Construction and carpentry students from Lloydminster Comprehensive High School are framing the 22’ by 42’ structure along with the insulation, drywall and electrical work.
“It’s an excellent opportunity for the kids to give back to the community, as well as having their unique experience for their semester,” said LCHS construction instructor Mark Grillandini.
Grade 11 Construction 20 student Justin Vance said it’s a great learning experience with his class mostly doing the framing, flooring and the interior and exterior walls.
“We learned a lot about all the pieces that go into a house and everything that needs to go in place and all the measurements and how far nails have to be,” he said.
It’s being built outside like a ready-to-move or RTM home.
“This building we are getting is just for our administration, so it will house our admin work,” said deputy Chief Ryan LeBlanc, who was recently elected to his post.
“We’re still going to be in the same building as the Britannia Fire Department with all our equipment.”
The students started to install the trusses for the building on Tuesday with a June completion target.
“It’s actually turned into quite a big community project for Lloydminster; we’re pretty excited about the whole thing,” said LeBlanc.
The project came about after Grillandini asked the rescue squad if they knew of any bigger projects the LCHS construction program could tackle after making and selling sheds for years.
“We thought in 33 years, Lloyd Rescue has never had any kind of building to call their own,” said LeBlanc.
“We actually drew the plans on a scrap piece of paper and it turned into a reality for us, so we’re pretty excited.”
All of the materials for the project are funded by a $45,000 donation by the Boundary Ford Gives Fund after the rescue squad approached the company to ask if they could help.
“The Boundary Ford Gives program has been extremely helpful to Lloyd Rescue,” said LeBlanc.
Boundary put the project on the front burner knowing the facility the rescue squad works out of is not really up to the standards of what they need.
“We looked into finances and seeing what we could do, but more importantly for us, because we are so community involved, we wanted to step up in the community to see who could help,” said Steve Cassidy, marketing manager at Boundary Ford.
“The first thing we did is reach out to Lloyd Comp—they jumped in with two feet right away.”
The word spread quickly to other companies in the community who volunteered to supply products and services to help the rescue squad.
“Once everyone stepped up, it was a no brainer to put our resources into this,” said Cassidy.
“From sitting back and seeing what’s happened, I’m just so proud of everybody who’s been involved, the school and the students, the effect that it’s going to create for everybody.”
Help is coming from companies such as Cooper Concrete to build the foundation, the RM of Britannia for making the property available, and R&D Plumbing and Heating who is supplying the furnace and air conditioning.
Also playing active roles are Foam Masters that are supplying and applying spray foam to the floor, Quick Pick with the use of temporary fencing, Homes to Go that is helping to construct the floor and Nelson Lumber with materials.

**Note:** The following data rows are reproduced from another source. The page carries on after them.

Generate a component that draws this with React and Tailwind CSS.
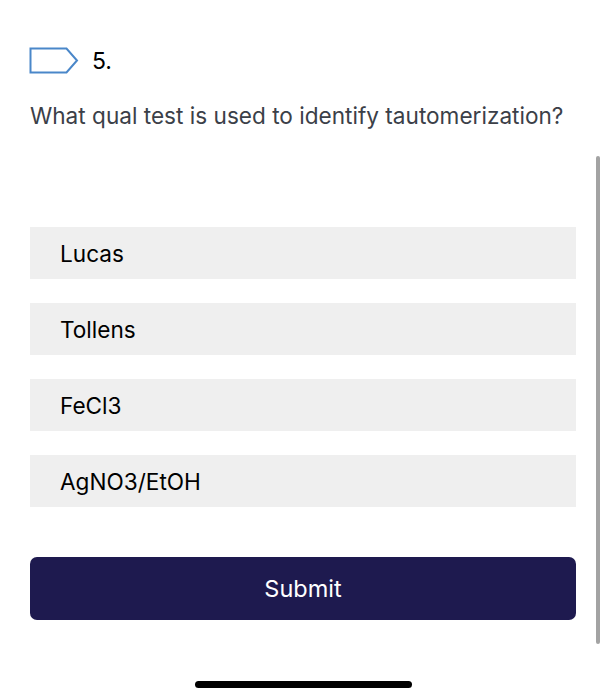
import React from 'react';

const options = ['Lucas', 'Tollens', 'FeCl3', 'AgNO3/EtOH'];

function TagIcon() {
  return (
    <svg width="50" height="28" viewBox="0 0 50 28" className="shrink-0">
      <path d="M1.5 1.5 H37.5 L48 13.5 L37.5 25.5 H1.5 Z" fill="none" stroke="#4a87c9" strokeWidth="2" strokeLinejoin="miter" />
    </svg>
  );
}

export default function App() {
  return (
    <div className="relative w-full h-[700px] bg-white overflow-hidden flex flex-col" style={{ fontFamily: 'Inter, "Noto Sans", sans-serif' }}>
      <div className="flex items-center gap-[13px] pl-[29px] pt-[46px]">
        <TagIcon />
        <span className="text-[23px] leading-[30px] text-black">5.</span>
      </div>

      <p className="mt-[26px] pl-[30px] text-[22.6px] leading-[28px] text-[#3b4048] whitespace-nowrap">
        What qual test is used to identify tautomerization?
      </p>

      <div className="mt-[97px] flex flex-col gap-[24px] pl-[30px] pr-[30px]">
        {options.map((o) => (
          <button key={o} className="h-[52px] bg-[#efefef] text-left pl-[30px] pt-[2px] text-[22.6px] text-black">
            {o}
          </button>
        ))}
      </div>

      <div className="mt-[50px] px-[30px]">
        <button className="w-full h-[63px] rounded-[7px] bg-[#1e1a4f] text-white text-[23.5px]">
          Submit
        </button>
      </div>

      <div className="mt-[61px] flex justify-center">
        <div className="w-[217px] h-[7px] rounded-full bg-black" />
      </div>

      <div className="absolute left-[596px] top-[156px] w-[4px] h-[488px] rounded-full bg-[#a3a3a3]" />
    </div>
  );
}
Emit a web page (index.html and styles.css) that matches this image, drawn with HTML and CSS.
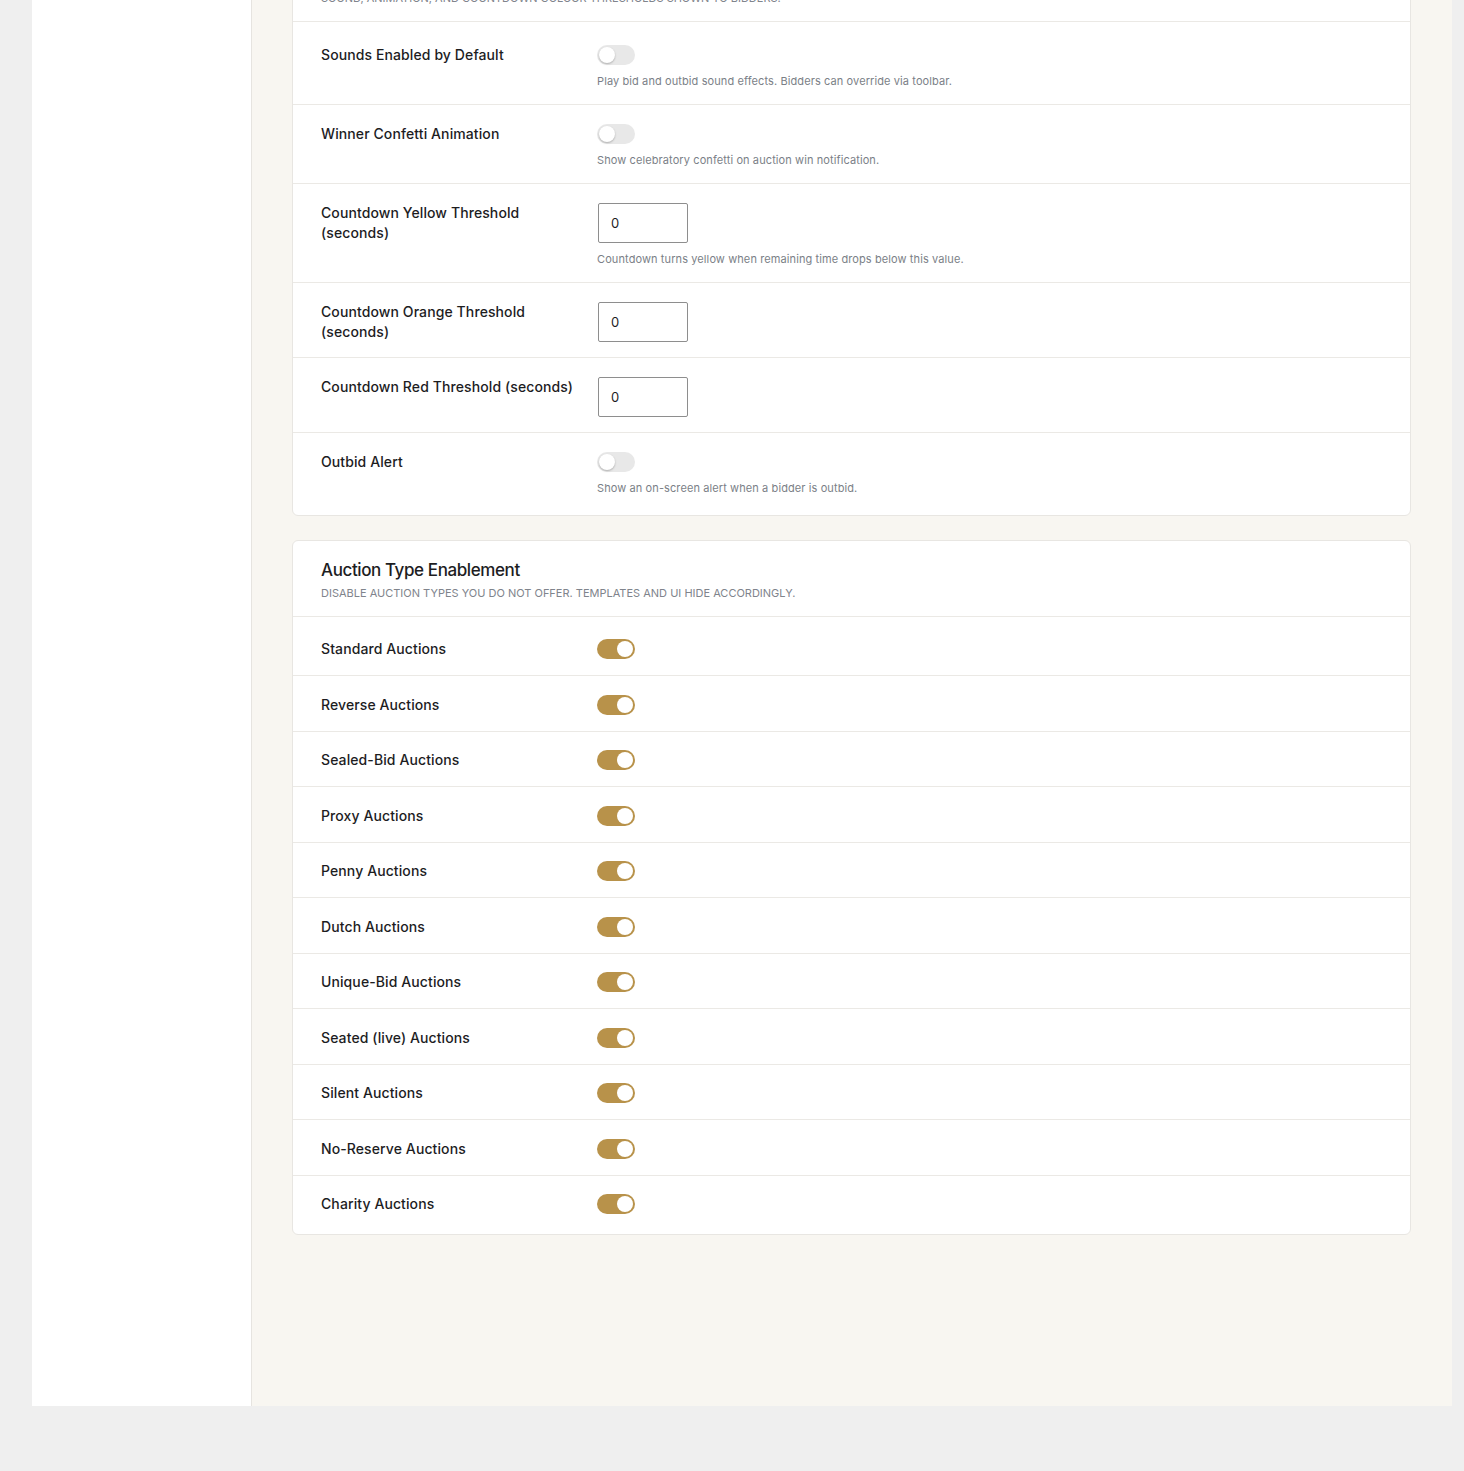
FILE: index.html
```html
<!DOCTYPE html>
<html lang="en">
<head>
    <meta charset="UTF-8">
    <meta name="viewport" content="width=device-width, initial-scale=1.0">
    <title>Auction Settings</title>
    <link rel="stylesheet" href="styles.css">
</head>
<body>
    <div class="app">
        <aside class="sidebar"></aside>

        <main class="main">
            <section class="card card-clipped">
                <div class="card-header">
                    <h2 class="card-title">Bidder Experience</h2>
                    <div class="card-subtitle">Sound, animation, and countdown colour thresholds shown to bidders.</div>
                </div>
                <div class="card-body">
                    <div class="setting-row">
                        <div class="setting-label">Sounds Enabled by Default</div>
                        <div class="setting-control">
                            <label class="switch"><input type="checkbox"><span class="slider"></span></label>
                            <div class="setting-help">Play bid and outbid sound effects. Bidders can override via toolbar.</div>
                        </div>
                    </div>
                    <div class="setting-row">
                        <div class="setting-label">Winner Confetti Animation</div>
                        <div class="setting-control">
                            <label class="switch"><input type="checkbox"><span class="slider"></span></label>
                            <div class="setting-help">Show celebratory confetti on auction win notification.</div>
                        </div>
                    </div>
                    <div class="setting-row">
                        <div class="setting-label">Countdown Yellow Threshold (seconds)</div>
                        <div class="setting-control">
                            <input type="number" class="number-input" value="0">
                            <div class="setting-help">Countdown turns yellow when remaining time drops below this value.</div>
                        </div>
                    </div>
                    <div class="setting-row">
                        <div class="setting-label">Countdown Orange Threshold (seconds)</div>
                        <div class="setting-control">
                            <input type="number" class="number-input" value="0">
                        </div>
                    </div>
                    <div class="setting-row">
                        <div class="setting-label">Countdown Red Threshold (seconds)</div>
                        <div class="setting-control">
                            <input type="number" class="number-input" value="0">
                        </div>
                    </div>
                    <div class="setting-row">
                        <div class="setting-label">Outbid Alert</div>
                        <div class="setting-control">
                            <label class="switch"><input type="checkbox"><span class="slider"></span></label>
                            <div class="setting-help">Show an on-screen alert when a bidder is outbid.</div>
                        </div>
                    </div>
                </div>
            </section>

            <section class="card">
                <div class="card-header">
                    <h2 class="card-title">Auction Type Enablement</h2>
                    <div class="card-subtitle">Disable auction types you do not offer. Templates and UI hide accordingly.</div>
                </div>
                <div class="card-body">
                    <div class="setting-row compact">
                        <div class="setting-label">Standard Auctions</div>
                        <label class="switch"><input type="checkbox" checked><span class="slider"></span></label>
                    </div>
                    <div class="setting-row compact">
                        <div class="setting-label">Reverse Auctions</div>
                        <label class="switch"><input type="checkbox" checked><span class="slider"></span></label>
                    </div>
                    <div class="setting-row compact">
                        <div class="setting-label">Sealed-Bid Auctions</div>
                        <label class="switch"><input type="checkbox" checked><span class="slider"></span></label>
                    </div>
                    <div class="setting-row compact">
                        <div class="setting-label">Proxy Auctions</div>
                        <label class="switch"><input type="checkbox" checked><span class="slider"></span></label>
                    </div>
                    <div class="setting-row compact">
                        <div class="setting-label">Penny Auctions</div>
                        <label class="switch"><input type="checkbox" checked><span class="slider"></span></label>
                    </div>
                    <div class="setting-row compact">
                        <div class="setting-label">Dutch Auctions</div>
                        <label class="switch"><input type="checkbox" checked><span class="slider"></span></label>
                    </div>
                    <div class="setting-row compact">
                        <div class="setting-label">Unique-Bid Auctions</div>
                        <label class="switch"><input type="checkbox" checked><span class="slider"></span></label>
                    </div>
                    <div class="setting-row compact">
                        <div class="setting-label">Seated (live) Auctions</div>
                        <label class="switch"><input type="checkbox" checked><span class="slider"></span></label>
                    </div>
                    <div class="setting-row compact">
                        <div class="setting-label">Silent Auctions</div>
                        <label class="switch"><input type="checkbox" checked><span class="slider"></span></label>
                    </div>
                    <div class="setting-row compact">
                        <div class="setting-label">No-Reserve Auctions</div>
                        <label class="switch"><input type="checkbox" checked><span class="slider"></span></label>
                    </div>
                    <div class="setting-row compact">
                        <div class="setting-label">Charity Auctions</div>
                        <label class="switch"><input type="checkbox" checked><span class="slider"></span></label>
                    </div>
                </div>
            </section>
        </main>
    </div>
</body>
</html>
```

FILE: styles.css
```css
* {
    margin: 0;
    padding: 0;
    box-sizing: border-box;
}

body {
    font-family: 'Inter', 'Noto Sans', sans-serif;
    background-color: #efefef;
    color: #1d1d1f;
}

.app {
    display: flex;
    margin: -95px 12px 0 32px;
    height: 1501px;
}

.sidebar {
    width: 220px;
    flex-shrink: 0;
    background-color: #ffffff;
    border-right: 1px solid #e6e4e0;
}

.main {
    flex: 1;
    background-color: #f8f6f1;
    padding: 40px 41px 40px 40px;
    display: flex;
    flex-direction: column;
    gap: 24px;
}

.card {
    background-color: #ffffff;
    border: 1px solid #e8e6e2;
    border-radius: 6px;
}

.card-header {
    padding: 18px 28px 15px;
    border-bottom: 1px solid #ebe9e5;
}

.card-title {
    font-size: 17px;
    font-weight: 500;
    line-height: 22px;
    letter-spacing: -0.4px;
    color: #1d1d1f;
}

.card-subtitle {
    margin-top: 4px;
    font-size: 11px;
    line-height: 16px;
    text-transform: uppercase;
    color: #80848c;
}

.card-body {
    padding: 4px 0;
}

.setting-row {
    display: flex;
    align-items: flex-start;
    padding: 19px 28px 15px;
    border-top: 1px solid #ebe9e5;
}

.setting-row:first-child {
    border-top: none;
}

.setting-row.compact {
    align-items: center;
    padding: 18.3px 28px 16.2px;
}

.setting-label {
    width: 276px;
    flex-shrink: 0;
    padding-right: 20px;
    font-size: 14px;
    font-weight: 500;
    line-height: 20px;
    letter-spacing: 0.1px;
    color: #1d1d1f;
}

.setting-control {
    display: flex;
    flex-direction: column;
    align-items: flex-start;
}

.setting-help {
    margin-top: 8px;
    font-size: 11px;
    line-height: 16px;
    letter-spacing: 0.1px;
    color: #7b7f87;
}

.switch {
    position: relative;
    display: inline-block;
    width: 38px;
    height: 20px;
    cursor: pointer;
}

.switch input {
    display: none;
}

.slider {
    position: absolute;
    inset: 0;
    background-color: #e8e8e8;
    border-radius: 10px;
    transition: background-color 0.2s ease;
}

.slider::before {
    content: '';
    position: absolute;
    left: 2px;
    top: 2px;
    width: 16px;
    height: 16px;
    border-radius: 50%;
    background-color: #ffffff;
    box-shadow: 0 1px 2px rgba(0, 0, 0, 0.25);
    transition: transform 0.2s ease;
}

.switch input:checked + .slider {
    background-color: #b8924a;
}

.switch input:checked + .slider::before {
    transform: translateX(18px);
    box-shadow: none;
}

.number-input {
    width: 90px;
    height: 40px;
    margin-left: 1px;
    padding: 0 12px;
    border: 1px solid #8e8e8e;
    border-radius: 2px;
    font-family: inherit;
    font-size: 13px;
    color: #1d1d1f;
    background-color: #ffffff;
    outline: none;
    -moz-appearance: textfield;
}

.number-input::-webkit-inner-spin-button,
.number-input::-webkit-outer-spin-button {
    -webkit-appearance: none;
    margin: 0;
}
```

“We’re having a lot of people coming by taking a look,” said Grillandini.
“The framing crews came out from Homes to Go to show the kids how professionals work—that was a pretty neat experience for the kids.”
Grade 11 student Matthew Bendick says the opportunity to work on an office will give him experience for future trades he may pursue as a career.
“We’re learning about all the different materials, everything that goes into a house,” he said.
The students’ work is being inspected by JWS Inspection Services with K&R Movers ready to transport the office to its new home.
Grillandini says LCHS would definitely like to do another one of these projects.
“So far it’s been a great experience for everybody, so if another opportunity presents itself I would definitely consider it,” he said, noting the pace is a lot faster than it is on a shed.
Cassidy said a lot of people stepped up to help knowing firsthand how the rescue squad has saved lives and how they too need the help of other companies to survive as a non profit.
“Good things come to good people—these guys are great people; they deserve this for sure—we’re really proud to be a part of this; we’re just able to be the driver for this,” he said.
“Everything we do for the Boundary Ford Gives Fund, it’s all for the community.”
The rescue squad is looking for someone to help out with some carpeting and to supply a few outstanding electrical components.
“We’re just looking for those last two pieces of the puzzle and we’re all set,” said LeBlanc, who added there will be a grand opening when the office is in place.
LeBlanc’s priority as deputy Chief is to increase the size of the volunteer squad from 17 to 20-21 members and help Chief Norm Namur with some of his duties.
“We are always looking for volunteers,” said LeBlanc, who is anticipating a busy year.
“With this new office coming, we’ve got some pretty exciting projects on the way.”
There are plans to run educational programs there and teach students lifesaving techniques and different things to help them in day-to-day life.